EXERCISE GOAL: Retype the lines beneath this one, from the first through the line containing "['Jan.', 'Feb.', 'March', 'April', 'May', 'June'];". Pictures are left out.

=== GIVEN DATA ===

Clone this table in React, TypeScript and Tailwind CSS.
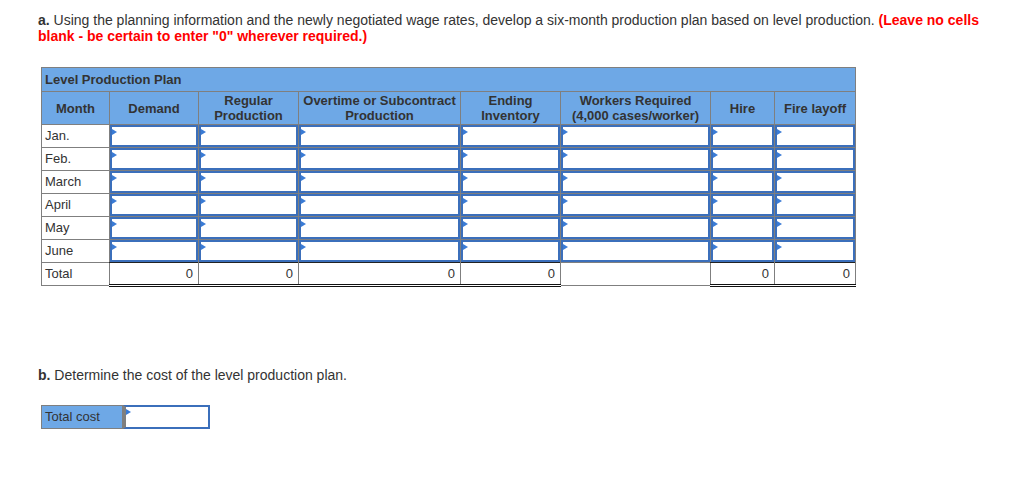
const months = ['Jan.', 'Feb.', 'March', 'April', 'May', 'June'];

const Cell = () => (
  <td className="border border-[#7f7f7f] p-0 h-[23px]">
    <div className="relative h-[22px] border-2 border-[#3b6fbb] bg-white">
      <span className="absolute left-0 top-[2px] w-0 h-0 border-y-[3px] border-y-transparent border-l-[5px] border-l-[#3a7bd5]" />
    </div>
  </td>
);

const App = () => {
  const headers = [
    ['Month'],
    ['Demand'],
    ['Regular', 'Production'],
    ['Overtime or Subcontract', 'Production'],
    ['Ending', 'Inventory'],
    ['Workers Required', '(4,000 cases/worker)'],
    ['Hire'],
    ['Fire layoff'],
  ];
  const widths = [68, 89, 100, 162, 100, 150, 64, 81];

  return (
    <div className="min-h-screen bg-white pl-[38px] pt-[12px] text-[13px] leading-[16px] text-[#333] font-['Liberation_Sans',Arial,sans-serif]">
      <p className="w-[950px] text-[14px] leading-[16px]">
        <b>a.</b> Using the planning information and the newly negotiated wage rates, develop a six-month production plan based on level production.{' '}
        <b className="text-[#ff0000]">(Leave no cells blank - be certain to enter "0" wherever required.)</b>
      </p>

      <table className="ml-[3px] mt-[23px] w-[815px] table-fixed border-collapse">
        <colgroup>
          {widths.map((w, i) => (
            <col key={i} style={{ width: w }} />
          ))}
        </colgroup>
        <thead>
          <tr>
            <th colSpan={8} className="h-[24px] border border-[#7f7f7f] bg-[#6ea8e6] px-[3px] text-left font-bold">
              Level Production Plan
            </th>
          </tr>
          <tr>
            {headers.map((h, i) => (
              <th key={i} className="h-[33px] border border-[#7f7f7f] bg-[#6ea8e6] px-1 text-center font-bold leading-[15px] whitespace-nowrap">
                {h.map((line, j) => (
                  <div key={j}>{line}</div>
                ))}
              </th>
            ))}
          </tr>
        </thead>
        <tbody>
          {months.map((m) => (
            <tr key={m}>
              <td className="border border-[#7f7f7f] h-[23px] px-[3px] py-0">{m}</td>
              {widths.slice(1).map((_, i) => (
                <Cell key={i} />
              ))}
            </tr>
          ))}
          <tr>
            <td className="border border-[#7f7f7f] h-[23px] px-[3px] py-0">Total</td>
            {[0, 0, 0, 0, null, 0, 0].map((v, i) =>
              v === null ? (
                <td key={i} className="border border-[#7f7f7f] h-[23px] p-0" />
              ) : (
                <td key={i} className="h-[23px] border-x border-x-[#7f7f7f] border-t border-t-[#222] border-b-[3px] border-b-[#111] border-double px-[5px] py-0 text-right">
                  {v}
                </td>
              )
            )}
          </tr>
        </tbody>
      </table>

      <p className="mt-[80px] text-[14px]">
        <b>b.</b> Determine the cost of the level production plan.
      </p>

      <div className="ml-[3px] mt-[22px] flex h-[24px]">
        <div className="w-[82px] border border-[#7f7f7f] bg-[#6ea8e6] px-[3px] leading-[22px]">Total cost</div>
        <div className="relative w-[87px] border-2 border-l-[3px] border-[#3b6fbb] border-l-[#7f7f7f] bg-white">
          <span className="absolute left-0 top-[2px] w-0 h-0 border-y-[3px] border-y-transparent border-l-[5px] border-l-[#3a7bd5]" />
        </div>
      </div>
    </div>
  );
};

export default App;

===

ANSWER TO THIS TASK:
Clone this table in React, TypeScript and Tailwind CSS.
const months = ['Jan.', 'Feb.', 'March', 'April', 'May', 'June'];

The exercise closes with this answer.